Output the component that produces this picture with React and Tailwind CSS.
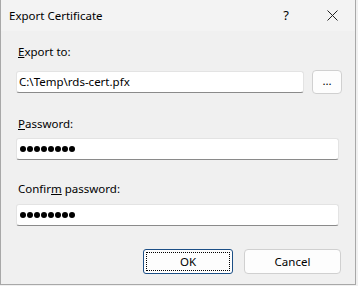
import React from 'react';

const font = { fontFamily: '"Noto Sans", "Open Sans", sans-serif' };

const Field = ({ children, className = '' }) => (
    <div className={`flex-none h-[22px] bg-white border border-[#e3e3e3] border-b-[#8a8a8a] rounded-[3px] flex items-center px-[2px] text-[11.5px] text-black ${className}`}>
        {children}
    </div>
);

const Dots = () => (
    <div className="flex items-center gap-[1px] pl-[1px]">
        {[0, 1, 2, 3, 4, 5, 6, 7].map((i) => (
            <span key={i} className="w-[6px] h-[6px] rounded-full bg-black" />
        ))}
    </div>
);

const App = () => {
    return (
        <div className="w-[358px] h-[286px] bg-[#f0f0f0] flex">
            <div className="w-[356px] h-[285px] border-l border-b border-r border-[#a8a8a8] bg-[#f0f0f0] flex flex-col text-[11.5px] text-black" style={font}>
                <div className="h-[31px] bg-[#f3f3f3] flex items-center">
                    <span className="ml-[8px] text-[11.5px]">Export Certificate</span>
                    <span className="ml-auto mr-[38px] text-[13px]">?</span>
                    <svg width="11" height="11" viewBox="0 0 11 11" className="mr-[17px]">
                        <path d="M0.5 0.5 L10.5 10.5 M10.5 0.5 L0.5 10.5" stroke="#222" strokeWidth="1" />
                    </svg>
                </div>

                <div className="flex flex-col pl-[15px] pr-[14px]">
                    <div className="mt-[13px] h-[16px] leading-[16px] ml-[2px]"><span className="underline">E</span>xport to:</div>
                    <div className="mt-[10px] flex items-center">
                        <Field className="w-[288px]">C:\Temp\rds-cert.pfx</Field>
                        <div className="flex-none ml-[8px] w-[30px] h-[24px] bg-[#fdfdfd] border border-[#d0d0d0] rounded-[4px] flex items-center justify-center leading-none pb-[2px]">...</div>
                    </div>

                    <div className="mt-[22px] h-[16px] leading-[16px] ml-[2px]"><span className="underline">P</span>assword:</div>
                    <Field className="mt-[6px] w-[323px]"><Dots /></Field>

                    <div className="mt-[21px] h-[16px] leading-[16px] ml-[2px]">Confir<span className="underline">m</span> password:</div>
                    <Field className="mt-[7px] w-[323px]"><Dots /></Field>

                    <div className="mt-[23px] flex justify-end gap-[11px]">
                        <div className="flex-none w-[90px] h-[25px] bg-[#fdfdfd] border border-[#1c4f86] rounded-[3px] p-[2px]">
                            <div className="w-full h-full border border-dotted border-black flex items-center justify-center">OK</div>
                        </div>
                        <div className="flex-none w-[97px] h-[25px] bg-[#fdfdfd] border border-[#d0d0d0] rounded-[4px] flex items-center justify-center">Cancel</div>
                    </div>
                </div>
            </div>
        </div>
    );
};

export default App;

> [Task directions]: Check each line of the material above for "React" and say how many lines contain it, giving the number alone.

> [Expected output]: 2